▸ YOUR OBJECTIVE: Comb the records below for the string "with" and copy each line where it turns up.

* begin TASK MATERIAL *

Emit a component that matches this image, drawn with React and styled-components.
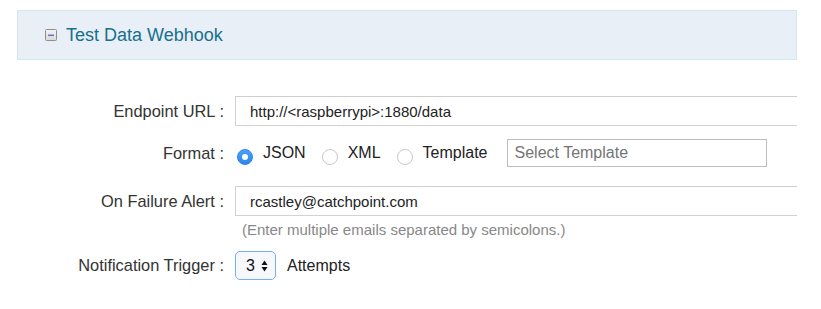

* end TASK MATERIAL *
* begin TASK MATERIAL *

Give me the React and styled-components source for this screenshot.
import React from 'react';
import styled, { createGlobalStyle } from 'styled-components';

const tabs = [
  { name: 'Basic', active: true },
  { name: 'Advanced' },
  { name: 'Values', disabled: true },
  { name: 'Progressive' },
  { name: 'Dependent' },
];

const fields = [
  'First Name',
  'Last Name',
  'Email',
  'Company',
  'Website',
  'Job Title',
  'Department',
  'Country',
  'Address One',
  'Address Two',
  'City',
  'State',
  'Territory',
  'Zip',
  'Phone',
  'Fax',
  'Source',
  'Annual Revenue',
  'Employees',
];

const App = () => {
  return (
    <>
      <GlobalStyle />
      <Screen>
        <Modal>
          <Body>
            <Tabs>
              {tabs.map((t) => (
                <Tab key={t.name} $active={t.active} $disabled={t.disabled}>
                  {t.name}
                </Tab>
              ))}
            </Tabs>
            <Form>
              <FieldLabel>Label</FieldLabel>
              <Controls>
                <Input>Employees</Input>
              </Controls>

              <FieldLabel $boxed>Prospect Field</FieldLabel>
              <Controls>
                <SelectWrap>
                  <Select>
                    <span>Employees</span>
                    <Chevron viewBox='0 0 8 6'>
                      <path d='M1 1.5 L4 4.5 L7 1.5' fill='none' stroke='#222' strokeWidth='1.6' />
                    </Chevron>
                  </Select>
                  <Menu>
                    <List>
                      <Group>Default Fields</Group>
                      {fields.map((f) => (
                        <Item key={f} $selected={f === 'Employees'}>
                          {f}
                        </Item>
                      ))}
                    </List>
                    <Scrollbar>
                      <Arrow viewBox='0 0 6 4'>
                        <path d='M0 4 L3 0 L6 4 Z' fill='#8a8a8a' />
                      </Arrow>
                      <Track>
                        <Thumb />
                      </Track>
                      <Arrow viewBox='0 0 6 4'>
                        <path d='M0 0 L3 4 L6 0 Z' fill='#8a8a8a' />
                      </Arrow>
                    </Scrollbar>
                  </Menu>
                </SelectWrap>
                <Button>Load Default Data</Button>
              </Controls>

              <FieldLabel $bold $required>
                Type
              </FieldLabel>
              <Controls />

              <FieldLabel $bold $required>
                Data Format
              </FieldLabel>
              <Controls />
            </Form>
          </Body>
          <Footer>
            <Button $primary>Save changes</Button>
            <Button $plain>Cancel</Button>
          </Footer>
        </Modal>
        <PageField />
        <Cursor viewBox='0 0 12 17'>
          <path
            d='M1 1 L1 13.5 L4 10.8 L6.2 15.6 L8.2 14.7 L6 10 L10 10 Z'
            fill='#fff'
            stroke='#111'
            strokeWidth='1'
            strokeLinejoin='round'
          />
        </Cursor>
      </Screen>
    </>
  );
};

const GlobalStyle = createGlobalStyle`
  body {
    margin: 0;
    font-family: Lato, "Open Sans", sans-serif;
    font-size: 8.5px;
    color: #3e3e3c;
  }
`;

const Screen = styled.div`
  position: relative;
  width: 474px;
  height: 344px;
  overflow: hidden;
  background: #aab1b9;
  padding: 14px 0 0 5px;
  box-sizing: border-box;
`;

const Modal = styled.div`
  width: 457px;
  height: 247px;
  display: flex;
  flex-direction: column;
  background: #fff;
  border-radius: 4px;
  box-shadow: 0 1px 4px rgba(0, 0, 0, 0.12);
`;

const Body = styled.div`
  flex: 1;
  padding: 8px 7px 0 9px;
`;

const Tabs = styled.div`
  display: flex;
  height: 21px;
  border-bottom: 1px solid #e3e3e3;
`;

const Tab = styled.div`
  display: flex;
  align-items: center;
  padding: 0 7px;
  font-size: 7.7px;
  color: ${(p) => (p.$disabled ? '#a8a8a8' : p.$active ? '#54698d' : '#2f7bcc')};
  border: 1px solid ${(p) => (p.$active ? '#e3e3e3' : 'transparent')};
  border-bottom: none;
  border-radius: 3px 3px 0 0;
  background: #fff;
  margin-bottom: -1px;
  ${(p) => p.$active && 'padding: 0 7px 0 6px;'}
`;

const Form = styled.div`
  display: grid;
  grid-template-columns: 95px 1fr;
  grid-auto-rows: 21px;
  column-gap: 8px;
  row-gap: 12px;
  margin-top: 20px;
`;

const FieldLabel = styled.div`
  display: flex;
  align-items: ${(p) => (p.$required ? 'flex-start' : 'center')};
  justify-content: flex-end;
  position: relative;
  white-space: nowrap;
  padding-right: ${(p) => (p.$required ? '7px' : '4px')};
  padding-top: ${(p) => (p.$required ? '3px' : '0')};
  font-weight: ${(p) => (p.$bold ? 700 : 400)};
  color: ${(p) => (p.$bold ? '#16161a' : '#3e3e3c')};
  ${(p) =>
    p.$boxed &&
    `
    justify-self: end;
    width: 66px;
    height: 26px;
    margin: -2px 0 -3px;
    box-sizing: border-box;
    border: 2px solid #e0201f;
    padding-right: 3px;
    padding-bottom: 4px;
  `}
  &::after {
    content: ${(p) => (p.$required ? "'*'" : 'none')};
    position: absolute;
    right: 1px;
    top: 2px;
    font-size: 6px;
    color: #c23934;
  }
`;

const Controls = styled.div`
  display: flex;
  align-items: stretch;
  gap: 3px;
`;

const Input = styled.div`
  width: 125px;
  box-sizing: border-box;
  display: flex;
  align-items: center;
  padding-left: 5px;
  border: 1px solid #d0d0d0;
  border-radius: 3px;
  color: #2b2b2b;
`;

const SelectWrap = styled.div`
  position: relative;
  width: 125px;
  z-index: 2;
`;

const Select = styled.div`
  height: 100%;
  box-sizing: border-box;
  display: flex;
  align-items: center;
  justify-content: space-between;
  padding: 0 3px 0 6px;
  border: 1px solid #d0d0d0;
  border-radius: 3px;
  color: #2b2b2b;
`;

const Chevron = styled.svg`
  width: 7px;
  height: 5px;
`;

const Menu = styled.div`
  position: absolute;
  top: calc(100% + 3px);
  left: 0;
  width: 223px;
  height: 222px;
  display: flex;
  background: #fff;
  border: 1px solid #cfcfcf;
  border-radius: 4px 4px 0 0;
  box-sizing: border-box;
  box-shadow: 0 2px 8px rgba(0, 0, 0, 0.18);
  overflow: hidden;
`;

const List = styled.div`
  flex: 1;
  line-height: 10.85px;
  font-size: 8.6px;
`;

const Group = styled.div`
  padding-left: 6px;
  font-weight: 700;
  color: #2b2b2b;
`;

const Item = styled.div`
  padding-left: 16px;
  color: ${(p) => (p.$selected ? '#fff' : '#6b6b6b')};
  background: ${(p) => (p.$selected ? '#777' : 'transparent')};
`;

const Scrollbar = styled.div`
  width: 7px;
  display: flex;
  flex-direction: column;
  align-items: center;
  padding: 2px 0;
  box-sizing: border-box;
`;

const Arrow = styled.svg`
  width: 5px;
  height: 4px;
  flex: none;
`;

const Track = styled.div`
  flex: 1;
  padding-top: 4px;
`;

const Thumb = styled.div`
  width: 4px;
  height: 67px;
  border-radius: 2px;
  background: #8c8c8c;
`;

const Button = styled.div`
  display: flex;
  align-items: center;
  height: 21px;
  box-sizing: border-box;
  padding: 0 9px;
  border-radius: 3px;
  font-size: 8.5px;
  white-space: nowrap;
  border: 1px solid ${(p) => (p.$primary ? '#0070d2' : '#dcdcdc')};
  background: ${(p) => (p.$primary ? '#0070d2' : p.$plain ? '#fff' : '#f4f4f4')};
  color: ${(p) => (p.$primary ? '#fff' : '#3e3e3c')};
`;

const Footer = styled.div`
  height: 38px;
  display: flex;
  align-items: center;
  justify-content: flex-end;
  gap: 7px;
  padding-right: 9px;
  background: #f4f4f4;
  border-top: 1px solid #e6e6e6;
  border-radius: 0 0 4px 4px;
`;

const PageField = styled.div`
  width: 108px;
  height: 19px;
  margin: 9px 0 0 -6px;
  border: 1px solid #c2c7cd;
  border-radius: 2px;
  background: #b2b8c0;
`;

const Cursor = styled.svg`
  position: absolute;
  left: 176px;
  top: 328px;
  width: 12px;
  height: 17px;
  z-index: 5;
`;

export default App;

* end TASK MATERIAL *
* begin TASK MATERIAL *

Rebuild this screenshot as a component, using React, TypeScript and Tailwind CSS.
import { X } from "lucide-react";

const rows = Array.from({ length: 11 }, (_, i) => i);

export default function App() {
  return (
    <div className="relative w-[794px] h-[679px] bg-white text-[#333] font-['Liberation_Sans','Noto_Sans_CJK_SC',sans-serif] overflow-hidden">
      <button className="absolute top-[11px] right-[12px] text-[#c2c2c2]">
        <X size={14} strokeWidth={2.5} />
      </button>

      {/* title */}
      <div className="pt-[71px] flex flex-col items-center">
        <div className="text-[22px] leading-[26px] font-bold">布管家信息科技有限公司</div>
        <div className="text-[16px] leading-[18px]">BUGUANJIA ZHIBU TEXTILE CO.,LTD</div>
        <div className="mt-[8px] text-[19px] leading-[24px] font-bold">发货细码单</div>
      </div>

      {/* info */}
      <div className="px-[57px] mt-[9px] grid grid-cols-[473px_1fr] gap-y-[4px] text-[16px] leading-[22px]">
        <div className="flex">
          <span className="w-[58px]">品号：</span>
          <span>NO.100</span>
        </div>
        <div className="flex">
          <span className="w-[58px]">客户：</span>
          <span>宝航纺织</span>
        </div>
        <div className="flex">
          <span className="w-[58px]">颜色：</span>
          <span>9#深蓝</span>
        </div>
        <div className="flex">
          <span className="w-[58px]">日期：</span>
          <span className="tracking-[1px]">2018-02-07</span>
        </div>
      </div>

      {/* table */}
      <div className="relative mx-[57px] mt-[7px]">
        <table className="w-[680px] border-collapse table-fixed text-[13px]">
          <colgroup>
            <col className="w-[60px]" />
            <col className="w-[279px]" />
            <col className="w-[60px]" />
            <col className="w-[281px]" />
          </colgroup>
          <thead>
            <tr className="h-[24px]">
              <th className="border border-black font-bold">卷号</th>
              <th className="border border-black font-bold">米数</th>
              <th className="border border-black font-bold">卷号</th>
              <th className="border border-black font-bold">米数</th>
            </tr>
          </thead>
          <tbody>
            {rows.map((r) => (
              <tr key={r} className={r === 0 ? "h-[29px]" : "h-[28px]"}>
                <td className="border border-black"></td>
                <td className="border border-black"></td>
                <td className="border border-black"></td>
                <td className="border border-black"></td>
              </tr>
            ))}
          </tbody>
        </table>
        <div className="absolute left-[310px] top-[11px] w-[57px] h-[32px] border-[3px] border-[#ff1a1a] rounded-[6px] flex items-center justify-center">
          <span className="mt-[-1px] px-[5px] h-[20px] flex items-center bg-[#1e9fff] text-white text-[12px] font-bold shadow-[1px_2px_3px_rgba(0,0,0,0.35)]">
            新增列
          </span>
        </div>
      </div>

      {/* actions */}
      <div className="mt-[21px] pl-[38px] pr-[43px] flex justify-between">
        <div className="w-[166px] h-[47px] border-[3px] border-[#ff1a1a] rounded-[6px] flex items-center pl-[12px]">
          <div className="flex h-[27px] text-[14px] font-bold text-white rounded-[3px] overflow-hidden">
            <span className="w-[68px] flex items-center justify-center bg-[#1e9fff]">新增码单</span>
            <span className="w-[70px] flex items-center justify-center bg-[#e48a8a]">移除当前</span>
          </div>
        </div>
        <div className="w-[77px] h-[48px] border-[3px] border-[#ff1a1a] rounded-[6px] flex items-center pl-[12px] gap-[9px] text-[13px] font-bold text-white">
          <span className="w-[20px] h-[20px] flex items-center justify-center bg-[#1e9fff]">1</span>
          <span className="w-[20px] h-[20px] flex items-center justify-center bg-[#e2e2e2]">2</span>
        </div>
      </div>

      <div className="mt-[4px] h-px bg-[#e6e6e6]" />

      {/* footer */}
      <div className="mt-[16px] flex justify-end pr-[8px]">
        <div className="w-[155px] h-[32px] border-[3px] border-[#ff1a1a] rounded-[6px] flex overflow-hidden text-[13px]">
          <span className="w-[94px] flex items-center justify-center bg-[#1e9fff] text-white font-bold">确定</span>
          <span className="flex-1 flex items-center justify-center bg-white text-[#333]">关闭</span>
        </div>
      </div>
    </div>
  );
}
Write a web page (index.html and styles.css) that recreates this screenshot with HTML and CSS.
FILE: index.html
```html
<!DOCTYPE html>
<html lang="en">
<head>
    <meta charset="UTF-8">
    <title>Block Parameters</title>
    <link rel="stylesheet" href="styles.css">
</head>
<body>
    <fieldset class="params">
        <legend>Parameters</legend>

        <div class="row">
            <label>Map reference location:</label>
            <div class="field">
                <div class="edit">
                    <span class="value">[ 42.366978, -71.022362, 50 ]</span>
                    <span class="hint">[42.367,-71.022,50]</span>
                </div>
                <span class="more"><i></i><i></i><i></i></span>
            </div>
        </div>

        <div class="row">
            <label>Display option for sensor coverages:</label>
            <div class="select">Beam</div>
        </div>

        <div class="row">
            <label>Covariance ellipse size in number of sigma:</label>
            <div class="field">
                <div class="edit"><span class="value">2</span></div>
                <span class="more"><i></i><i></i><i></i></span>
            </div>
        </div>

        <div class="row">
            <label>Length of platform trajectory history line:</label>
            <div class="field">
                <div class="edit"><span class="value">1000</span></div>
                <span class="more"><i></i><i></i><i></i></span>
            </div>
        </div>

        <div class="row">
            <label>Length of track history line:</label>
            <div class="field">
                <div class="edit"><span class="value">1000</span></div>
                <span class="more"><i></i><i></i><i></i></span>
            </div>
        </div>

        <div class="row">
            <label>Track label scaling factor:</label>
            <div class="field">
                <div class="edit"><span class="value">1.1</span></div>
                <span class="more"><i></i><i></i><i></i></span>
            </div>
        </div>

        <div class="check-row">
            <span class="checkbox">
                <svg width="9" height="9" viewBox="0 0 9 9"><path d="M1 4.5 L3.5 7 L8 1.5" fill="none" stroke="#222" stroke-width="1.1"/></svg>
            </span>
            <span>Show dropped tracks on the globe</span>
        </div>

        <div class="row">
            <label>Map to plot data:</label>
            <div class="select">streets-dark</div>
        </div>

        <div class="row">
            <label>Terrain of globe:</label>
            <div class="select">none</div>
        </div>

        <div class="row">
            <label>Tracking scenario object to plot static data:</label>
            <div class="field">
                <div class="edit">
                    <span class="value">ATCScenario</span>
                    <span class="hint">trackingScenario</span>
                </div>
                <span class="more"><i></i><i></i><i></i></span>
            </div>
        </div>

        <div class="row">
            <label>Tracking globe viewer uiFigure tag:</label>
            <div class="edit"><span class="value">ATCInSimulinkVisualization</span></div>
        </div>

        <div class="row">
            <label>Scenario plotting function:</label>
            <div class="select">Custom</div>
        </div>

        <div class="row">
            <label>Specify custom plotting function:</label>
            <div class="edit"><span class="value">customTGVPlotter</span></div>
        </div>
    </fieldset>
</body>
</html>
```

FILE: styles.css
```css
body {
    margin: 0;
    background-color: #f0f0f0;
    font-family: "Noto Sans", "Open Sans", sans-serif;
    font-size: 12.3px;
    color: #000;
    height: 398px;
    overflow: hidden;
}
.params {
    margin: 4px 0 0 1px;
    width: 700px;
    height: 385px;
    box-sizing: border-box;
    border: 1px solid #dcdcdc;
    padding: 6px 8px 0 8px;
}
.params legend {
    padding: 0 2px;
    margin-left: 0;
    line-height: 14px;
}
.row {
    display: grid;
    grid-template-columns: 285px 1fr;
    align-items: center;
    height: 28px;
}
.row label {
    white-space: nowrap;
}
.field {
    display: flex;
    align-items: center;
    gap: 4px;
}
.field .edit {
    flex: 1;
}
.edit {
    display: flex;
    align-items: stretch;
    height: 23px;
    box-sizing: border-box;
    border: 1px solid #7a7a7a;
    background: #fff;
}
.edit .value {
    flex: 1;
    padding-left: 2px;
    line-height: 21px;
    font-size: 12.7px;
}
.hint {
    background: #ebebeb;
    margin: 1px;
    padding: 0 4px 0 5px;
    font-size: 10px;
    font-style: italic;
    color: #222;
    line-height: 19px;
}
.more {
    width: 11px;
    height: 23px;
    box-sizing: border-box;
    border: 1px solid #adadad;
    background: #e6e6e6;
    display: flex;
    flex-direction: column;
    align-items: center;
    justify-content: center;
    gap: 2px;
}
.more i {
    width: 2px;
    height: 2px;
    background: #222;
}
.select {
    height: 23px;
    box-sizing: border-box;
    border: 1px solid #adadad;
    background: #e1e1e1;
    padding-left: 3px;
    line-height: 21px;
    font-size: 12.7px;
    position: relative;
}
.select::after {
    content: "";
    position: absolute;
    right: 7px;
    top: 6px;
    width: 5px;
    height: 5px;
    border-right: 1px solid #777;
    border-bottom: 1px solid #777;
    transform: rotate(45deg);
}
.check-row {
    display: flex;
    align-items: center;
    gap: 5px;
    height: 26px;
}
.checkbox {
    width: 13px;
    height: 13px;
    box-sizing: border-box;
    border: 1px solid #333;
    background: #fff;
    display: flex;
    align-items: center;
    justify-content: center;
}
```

* end TASK MATERIAL *

▸ WRITTEN ANSWER:
Emit a component that matches this image, drawn with React and styled-components.
Write a web page (index.html and styles.css) that recreates this screenshot with HTML and CSS.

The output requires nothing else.